Personal information
- Full name: Hubert Digby Watson
- Born: 31 December 1869 Harrow, Middlesex, England
- Died: 9 October 1947 (aged 77) Inkpen, Berkshire, England
- Batting: Right-handed
- Bowling: Right-arm underarm slow
- Relations: Arthur Watson (brother) Reginald Digby (uncle) Kenelm Digby (uncle)

Domestic team information
- 1891–1892: Oxford University

Career statistics
| Competition | First-class |
| Matches | 10 |
| Runs scored | 248 |
| Batting average | 13.05 |
| 100s/50s | –/– |
| Top score | 40 |
| Catches/stumpings | 6/– |
- Source: Cricinfo, 2 July 2020

= Hubert Watson =

English cricketer and colonial administrator

Hubert Digby Watson (31 December 1869 – 9 October 1947) was an English first-class cricketer and colonial administrator.

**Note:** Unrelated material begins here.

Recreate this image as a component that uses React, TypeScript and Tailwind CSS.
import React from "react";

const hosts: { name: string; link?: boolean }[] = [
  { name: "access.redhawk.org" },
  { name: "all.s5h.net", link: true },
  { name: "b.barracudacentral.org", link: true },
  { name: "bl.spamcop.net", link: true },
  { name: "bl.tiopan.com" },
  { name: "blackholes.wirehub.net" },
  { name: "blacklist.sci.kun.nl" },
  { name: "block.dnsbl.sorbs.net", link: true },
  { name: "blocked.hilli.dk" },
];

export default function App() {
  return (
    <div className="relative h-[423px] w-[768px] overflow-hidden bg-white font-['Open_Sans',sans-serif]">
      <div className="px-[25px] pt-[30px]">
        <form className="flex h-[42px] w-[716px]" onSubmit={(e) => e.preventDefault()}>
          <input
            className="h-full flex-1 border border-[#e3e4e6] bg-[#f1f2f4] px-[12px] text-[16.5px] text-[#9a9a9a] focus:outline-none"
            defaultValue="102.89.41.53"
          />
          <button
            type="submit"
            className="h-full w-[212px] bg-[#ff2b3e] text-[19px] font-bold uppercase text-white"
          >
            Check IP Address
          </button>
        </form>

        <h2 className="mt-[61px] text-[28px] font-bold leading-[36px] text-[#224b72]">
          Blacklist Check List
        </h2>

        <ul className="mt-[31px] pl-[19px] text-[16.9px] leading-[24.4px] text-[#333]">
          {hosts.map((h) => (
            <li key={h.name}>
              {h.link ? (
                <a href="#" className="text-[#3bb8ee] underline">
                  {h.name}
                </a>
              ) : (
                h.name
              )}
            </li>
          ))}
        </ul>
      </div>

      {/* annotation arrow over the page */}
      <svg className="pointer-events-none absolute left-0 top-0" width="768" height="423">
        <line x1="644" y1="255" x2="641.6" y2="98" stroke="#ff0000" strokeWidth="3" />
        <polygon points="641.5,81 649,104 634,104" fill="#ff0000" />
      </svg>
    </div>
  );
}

The son of Arthur George Watson, he was born at Harrow in December 1869. He was educated at Harrow School, before going up to Balliol College, Oxford. While studying at Oxford, he made ten appearances in first-class cricket for Oxford University in 1891–92. He scored 248 runs in his ten matches, at an average of 13.05 and with a high score of 40.

After graduating from Oxford, Watson joined the Indian Civil Service in December 1893, where he was posted to the Punjab as an assistant commissioner. He was a political officer at Wanna in 1898, before being transferred to the North-West Frontier Province in 1901, with Watson serving there as a deputy commissioner by 1904. At this post he compiled and edited the imperial gazatteer on the Hazara District in what is now northern Pakistan.

He was made a Companion to the Order of the Indian Empire in the 1919 New Year Honours. Watson later served as a treasurer for Save the Children and was appointed a Commander of the Order of the British Empire in the 1932 New Year Honours. Watson died in October 1947 at Inkpen, Berkshire. His brother, Arthur, and uncles, Reginald and Kenelm, all played first-class cricket.